The state of a substance—whether it is solid, liquid, or gas—is determined by two main factors: temperature and pressure. These factors influence the arrangement and movement of the particles (atoms, molecules, or ions) that make up the substance.
Temperature
Temperature is a measure of the average kinetic energy of the particles in a substance. When the temperature increases, the particles gain more energy and move faster. This increased movement can cause the substance to change from a solid to a liquid (melting) or from a liquid to a gas (evaporation). Conversely, when the temperature decreases, the particles lose energy and move more slowly, which can cause the substance to change from a gas to a liquid (condensation) or from a liquid to a solid (freezing).
Pressure
Pressure is the force exerted by the particles of a substance on the walls of its container.

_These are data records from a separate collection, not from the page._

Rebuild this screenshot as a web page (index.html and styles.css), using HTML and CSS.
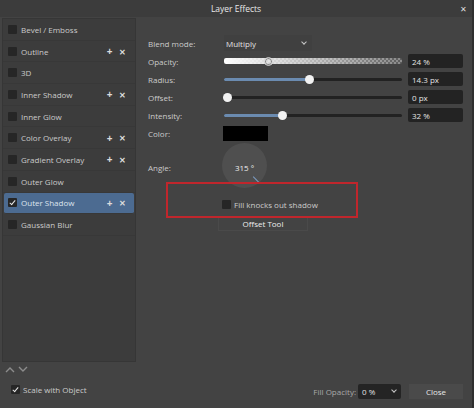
FILE: index.html
```html
<!DOCTYPE html>
<html lang="en">

<head>
    <meta charset="UTF-8">
    <title>Layer Effects</title>
    <link rel="stylesheet" href="styles.css">
</head>

<body>
    <div class="dialog">
        <div class="titlebar">
            <span class="title">Layer Effects</span>
            <span class="closeX">&#x2715;</span>
        </div>
        <div class="body">
            <div class="side">
                <ul class="effects">
                    <li><i class="box"></i><span>Bevel / Emboss</span></li>
                    <li><i class="box"></i><span>Outline</span><b>+</b><b>&#x2715;</b></li>
                    <li><i class="box"></i><span>3D</span></li>
                    <li><i class="box"></i><span>Inner Shadow</span><b>+</b><b>&#x2715;</b></li>
                    <li><i class="box"></i><span>Inner Glow</span></li>
                    <li><i class="box"></i><span>Color Overlay</span><b>+</b><b>&#x2715;</b></li>
                    <li><i class="box"></i><span>Gradient Overlay</span><b>+</b><b>&#x2715;</b></li>
                    <li><i class="box"></i><span>Outer Glow</span></li>
                    <li class="on"><i class="box checked"></i><span>Outer Shadow</span><b>+</b><b>&#x2715;</b></li>
                    <li><i class="box"></i><span>Gaussian Blur</span></li>
                </ul>
                <div class="arrows">
                    <svg width="10" height="7" viewBox="0 0 10 7"><path d="M1 6 L5 2 L9 6" fill="none" stroke="#8c8c8c" stroke-width="1.4"/></svg>
                    <svg width="10" height="7" viewBox="0 0 10 7"><path d="M1 1 L5 5 L9 1" fill="none" stroke="#8c8c8c" stroke-width="1.4"/></svg>
                </div>
                <div class="scale"><i class="box checked"></i><span>Scale with Object</span></div>
            </div>
            <div class="main">
                <div class="row">
                    <span class="lbl">Blend mode:</span>
                    <div class="select">Multiply<em class="chev"></em></div>
                </div>
                <div class="row">
                    <span class="lbl">Opacity:</span>
                    <div class="slider alpha"><i class="thumb hollow" style="left: 25%"></i></div>
                    <div class="val">24 %</div>
                </div>
                <div class="row">
                    <span class="lbl">Radius:</span>
                    <div class="slider"><i class="fill" style="width: 48%"></i><i class="thumb" style="left: 48%"></i></div>
                    <div class="val">14.3 px</div>
                </div>
                <div class="row">
                    <span class="lbl">Offset:</span>
                    <div class="slider"><i class="thumb" style="left: 2%"></i></div>
                    <div class="val">0 px</div>
                </div>
                <div class="row">
                    <span class="lbl">Intensity:</span>
                    <div class="slider"><i class="fill" style="width: 33%"></i><i class="thumb" style="left: 33%"></i></div>
                    <div class="val">32 %</div>
                </div>
                <div class="row">
                    <span class="lbl">Color:</span>
                    <div class="swatch"></div>
                </div>
                <div class="row angleRow">
                    <span class="lbl">Angle:</span>
                    <div class="dial">
                        <span>315 °</span>
                        <i class="needle"></i>
                    </div>
                </div>
                <div class="knock">
                    <i class="box"></i><span>Fill knocks out shadow</span>
                </div>
                <div class="offsetBtn">Offset Tool</div>
                <div class="mark"></div>
                <div class="footer">
                    <span class="lbl2">Fill Opacity:</span>
                    <div class="select dark">0 %<em class="chev"></em></div>
                    <div class="btn">Close</div>
                </div>
            </div>
        </div>
    </div>
</body>

</html>
```

FILE: styles.css
```css
body {
    margin: 0;
    background: #2e2e2e;
    font-family: "Open Sans", "Noto Sans", sans-serif;
    font-size: 8px;
    color: #cbcbcb;
}

.dialog {
    width: 472px;
    height: 408px;
    background: #434343;
    border-right: 2px solid #2f2f2f;
    display: flex;
    flex-direction: column;
}

.titlebar {
    height: 17px;
    background: #3c3c3c;
    position: relative;
    display: flex;
    align-items: center;
    justify-content: center;
}

.title {
    color: #e8e8e8;
    font-size: 8.5px;
}

.closeX {
    position: absolute;
    right: 5px;
    top: 3px;
    color: #dedede;
    font-size: 8px;
}

.body {
    flex: 1;
    display: flex;
}

.side {
    width: 136px;
    display: flex;
    flex-direction: column;
}

.effects {
    list-style: none;
    margin: 1px 0 0 2px;
    padding: 0;
    height: 342px;
    background: #3c3c3c;
    border: 1px solid #363636;
}

.effects li {
    height: 21.7px;
    box-sizing: border-box;
    display: flex;
    align-items: center;
    padding: 0 6px 0 5px;
    border-bottom: 1px solid #383838;
}

.effects li span {
    flex: 1;
    margin-left: 4px;
}

.effects li b {
    font-weight: bold;
    color: #dcdcdc;
    width: 13px;
    text-align: center;
    font-size: 10px;
}

.effects li b + b {
    font-size: 8px;
}

.effects li.on {
    background: #4c6b91;
    color: #dde4ee;
    border-radius: 2px;
    margin: 0 1px;
    padding-left: 4px;
    padding-right: 5px;
}

.box {
    display: inline-block;
    width: 9px;
    height: 9px;
    background: #262626;
    border-radius: 1px;
    position: relative;
}

.box.checked::after {
    content: "";
    position: absolute;
    left: 3px;
    top: 1px;
    width: 2px;
    height: 5px;
    border: solid #e8e8e8;
    border-width: 0 1.2px 1.2px 0;
    transform: rotate(40deg);
}

.arrows {
    display: flex;
    gap: 3px;
    margin: 4px 0 0 5px;
}

.scale {
    display: flex;
    align-items: center;
    gap: 3px;
    margin: 11px 0 0 11px;
}

.main {
    flex: 1;
    position: relative;
    padding: 18px 0 0 12px;
    display: flex;
    flex-direction: column;
}

.row {
    height: 18px;
    display: flex;
    align-items: center;
}

.row:first-child {
    height: 16px;
    margin-bottom: 1px;
}

.lbl {
    width: 76px;
}

.select {
    width: 88px;
    height: 16px;
    box-sizing: border-box;
    padding-left: 2px;
    background: #404040;
    display: flex;
    align-items: center;
    color: #e2e2e2;
    position: relative;
}

.chev {
    position: absolute;
    right: 6px;
    top: 5px;
    width: 3px;
    height: 3px;
    border: solid #c8c8c8;
    border-width: 0 1px 1px 0;
    transform: rotate(45deg);
}

.slider {
    width: 178px;
    height: 3px;
    background: #222;
    border-radius: 2px;
    position: relative;
}

.slider.alpha {
    height: 6px;
    background:
        linear-gradient(to right, rgba(255,255,255,1), rgba(255,255,255,0.5) 55%, rgba(255,255,255,0)),
        repeating-conic-gradient(#8a8a8a 0 25%, #5c5c5c 0 50%) 0 0 / 4px 4px;
}

.slider .fill {
    position: absolute;
    left: 0;
    top: 0;
    height: 3px;
    background: #6b8bb0;
    border-radius: 2px;
}

.thumb {
    position: absolute;
    top: 50%;
    width: 9px;
    height: 9px;
    margin: -4.5px 0 0 -4.5px;
    border-radius: 50%;
    background: #f2f2f2;
}

.thumb.hollow {
    background: transparent;
    border: 1.5px solid #d8d8d8;
    box-sizing: border-box;
    box-shadow: 0 0 0 1px #888 inset;
}

.val {
    width: 55px;
    height: 14px;
    margin-left: 6px;
    box-sizing: border-box;
    padding-left: 4px;
    background: #232323;
    border-radius: 2px;
    color: #e4e4e4;
    display: flex;
    align-items: center;
}

.swatch {
    width: 45px;
    height: 15px;
    background: #000;
    margin-left: -1px;
}

.angleRow {
    height: 45px;
    margin-top: 1px;
    align-items: flex-start;
}

.angleRow .lbl {
    padding-top: 19px;
}

.dial {
    width: 45px;
    height: 45px;
    margin-left: -2px;
    border-radius: 50%;
    background: #4f4f4f;
    display: flex;
    align-items: center;
    justify-content: center;
    color: #eeeeee;
    position: relative;
}

.dial span {
    margin-top: 3px;
}

.needle {
    position: absolute;
    left: 30px;
    top: 36px;
    width: 8px;
    height: 1px;
    background: #7c9cc4;
    transform: rotate(45deg);
}

.knock {
    display: flex;
    align-items: center;
    gap: 3px;
    margin: 11px 0 0 74px;
    height: 10px;
}

.offsetBtn {
    width: 90px;
    height: 15px;
    margin: 7px 0 0 70px;
    box-sizing: border-box;
    border: 1px solid #4a4a4a;
    display: flex;
    align-items: center;
    justify-content: center;
    color: #eeeeee;
}

.mark {
    position: absolute;
    left: 30px;
    top: 165px;
    width: 192px;
    height: 36px;
    box-sizing: border-box;
    border: 2px solid #c0262c;
}

.footer {
    margin-top: auto;
    margin-bottom: 9px;
    display: flex;
    align-items: center;
    justify-content: flex-end;
    padding-right: 9px;
}

.lbl2 {
    color: #a8a8a8;
    margin-right: 2px;
}

.select.dark {
    width: 43px;
    height: 15px;
    padding-left: 4px;
    background: #242424;
    border-radius: 2px;
}

.select.dark .chev {
    top: 4px;
    right: 5px;
}

.btn {
    width: 54px;
    height: 15px;
    margin-left: 8px;
    background: #4a4a4a;
    display: flex;
    align-items: center;
    justify-content: center;
    color: #e8e8e8;
}
```
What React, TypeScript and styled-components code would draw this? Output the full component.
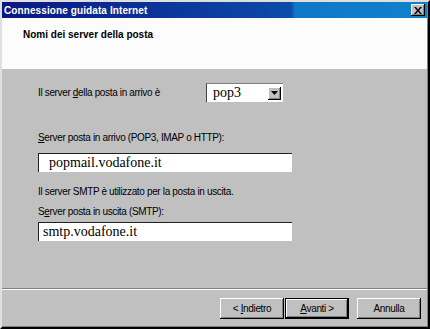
import styled, { createGlobalStyle } from "styled-components";

const Global = createGlobalStyle`
  html, body {
    margin: 0;
    padding: 0;
    background: #c0c0c0;
  }
  body {
    font-family: "Liberation Sans", Arial, sans-serif;
  }
`;

const Window = styled.div`
  width: 430px;
  height: 329px;
  box-sizing: border-box;
  display: flex;
  flex-direction: column;
  background: #c0c0c0;
  border-top: 2px solid #dfdfdf;
  border-left: 2px solid #dfdfdf;
  border-right: 2px solid #000;
  border-bottom: 2px solid #000;
  box-shadow: inset -1px -1px 0 #808080;
  overflow: hidden;
`;

const TitleBar = styled.div`
  height: 16px;
  flex: none;
  display: flex;
  align-items: center;
  justify-content: space-between;
  padding: 0 2px 0 2px;
  margin-right: 1px;
  background: linear-gradient(90deg, #0a1782 0%, #0b3a9e 45%, #0c4ba8 68%, #0f78c8 69%, #1080cc 100%);
`;

const Title = styled.span`
  color: #fff;
  font-size: 10px;
  font-weight: bold;
  letter-spacing: 0.1px;
  white-space: nowrap;
`;

const CloseButton = styled.div`
  width: 14px;
  height: 12px;
  box-sizing: border-box;
  background: #c0c0c0;
  display: flex;
  align-items: center;
  justify-content: center;
  box-shadow: inset -1px -1px 0 #000, inset 1px 1px 0 #fff, inset -2px -2px 0 #808080;
`;

const Header = styled.div`
  height: 51px;
  flex: none;
  background: #fcfcfc;
  margin-right: 1px;
  padding: 11px 0 0 21px;
  box-sizing: border-box;
`;

const HeaderTitle = styled.div`
  font-size: 10px;
  font-weight: bold;
  color: #000;
`;

const Body = styled.div`
  flex: 1;
  padding: 14px 0 0 36px;
  display: flex;
  flex-direction: column;
`;

const Row = styled.div`
  display: flex;
  align-items: center;
`;

const Label = styled.div<{ $gap?: number; $width?: number }>`
  font-size: 10px;
  letter-spacing: -0.35px;
  line-height: 12px;
  color: #000;
  margin-top: ${(p) => p.$gap ?? 0}px;
  width: ${(p) => (p.$width ? `${p.$width}px` : "auto")};
  flex: none;
  white-space: pre;
  u {
    text-decoration: underline;
    text-underline-offset: 1px;
  }
`;

const Select = styled.div`
  width: 77px;
  height: 19px;
  box-sizing: border-box;
  background: #fff;
  border-top: 1px solid #808080;
  border-left: 1px solid #404040;
  display: flex;
  align-items: center;
  justify-content: space-between;
  padding: 0 2px 0 6px;
`;

const FieldText = styled.span`
  font-family: "Liberation Serif", "Times New Roman", serif;
  font-size: 14px;
  color: #000;
  line-height: 1;
`;

const ArrowButton = styled.div`
  width: 13px;
  height: 13px;
  box-sizing: border-box;
  background: #c0c0c0;
  display: flex;
  align-items: center;
  justify-content: center;
  box-shadow: inset -1px -1px 0 #000, inset 1px 1px 0 #fff, inset -2px -2px 0 #808080;
`;

const Field = styled.div<{ $gap: number; $pad: number }>`
  width: 254px;
  height: 19px;
  margin-top: ${(p) => p.$gap}px;
  box-sizing: border-box;
  background: #fff;
  border-top: 1px solid #202020;
  border-left: 1px solid #202020;
  display: flex;
  align-items: center;
  padding-left: ${(p) => p.$pad}px;
`;

const Separator = styled.div`
  height: 0;
  flex: none;
  border-top: 1px solid #808080;
  border-bottom: 1px solid #fff;
  margin-right: 1px;
`;

const Footer = styled.div`
  height: 37px;
  flex: none;
  display: flex;
  align-items: center;
  justify-content: flex-end;
  padding-right: 7px;
`;

const Button = styled.div<{ $default?: boolean; $space?: number }>`
  width: 64px;
  height: 21px;
  box-sizing: border-box;
  margin-left: ${(p) => p.$space ?? 0}px;
  background: #c0c0c0;
  display: flex;
  align-items: center;
  justify-content: center;
  font-size: 10px;
  letter-spacing: -0.35px;
  white-space: pre;
  color: #000;
  border: ${(p) => (p.$default ? "1px solid #000" : "none")};
  box-shadow: inset -1px -1px 0 #000, inset 1px 1px 0 #fff, inset -2px -2px 0 #808080;
  u {
    text-decoration: underline;
    text-underline-offset: 1px;
  }
`;

export default function App() {
  return (
    <>
      <Global />
      <Window>
        <TitleBar>
          <Title>Connessione guidata Internet</Title>
          <CloseButton>
            <svg width="8" height="7" viewBox="0 0 8 7">
              <path d="M0 0h2l2 2.5L6 0h2L5 3.5 8 7H6L4 4.5 2 7H0l3-3.5z" fill="#000" />
            </svg>
          </CloseButton>
        </TitleBar>
        <Header>
          <HeaderTitle>Nomi dei server della posta</HeaderTitle>
        </Header>
        <Body>
          <Row>
            <Label $width={168}>
              {"Il server "}<u>d</u>{"ella posta in arrivo è"}
            </Label>
            <Select>
              <FieldText>pop3</FieldText>
              <ArrowButton>
                <svg width="7" height="4" viewBox="0 0 7 4">
                  <path d="M0 0h7L3.5 4z" fill="#000" />
                </svg>
              </ArrowButton>
            </Select>
          </Row>
          <Label $gap={30}>
            <u>S</u>{"erver posta in arrivo (POP3, IMAP o HTTP):"}
          </Label>
          <Field $gap={9} $pad={10}>
            <FieldText>popmail.vodafone.it</FieldText>
          </Field>
          <Label $gap={14}>Il server SMTP è utilizzato per la posta in uscita.</Label>
          <Label $gap={8}>
            {"S"}<u>e</u>{"rver posta in uscita (SMTP):"}
          </Label>
          <Field $gap={4} $pad={4}>
            <FieldText>smtp.vodafone.it</FieldText>
          </Field>
        </Body>
        <Separator />
        <Footer>
          <Button>
            {"< "}<u>I</u>{"ndietro"}
          </Button>
          <Button $default $space={1}>
            <u>A</u>{"vanti >"}
          </Button>
          <Button $space={8}>Annulla</Button>
        </Footer>
      </Window>
    </>
  );
}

When pressure increases, the particles are forced closer together, which can cause a gas to become a liquid or a liquid to become a solid. On the other hand, when pressure decreases, the particles have more space to move around, which can cause a solid to become a liquid or a liquid to become a gas.
Intermolecular Forces
In addition to temperature and pressure, the state of a substance is also influenced by the strength of the intermolecular forces between its particles. Stronger intermolecular forces tend to hold particles closer together, making the substance more likely to be a solid or a liquid at a given temperature and pressure. Weaker intermolecular forces allow particles to move more freely, making the substance more likely to be a gas.
In summary, the state of a substance is determined by the interplay of temperature, pressure, and intermolecular forces. By understanding these factors, we can predict and control the state of a substance under different conditions.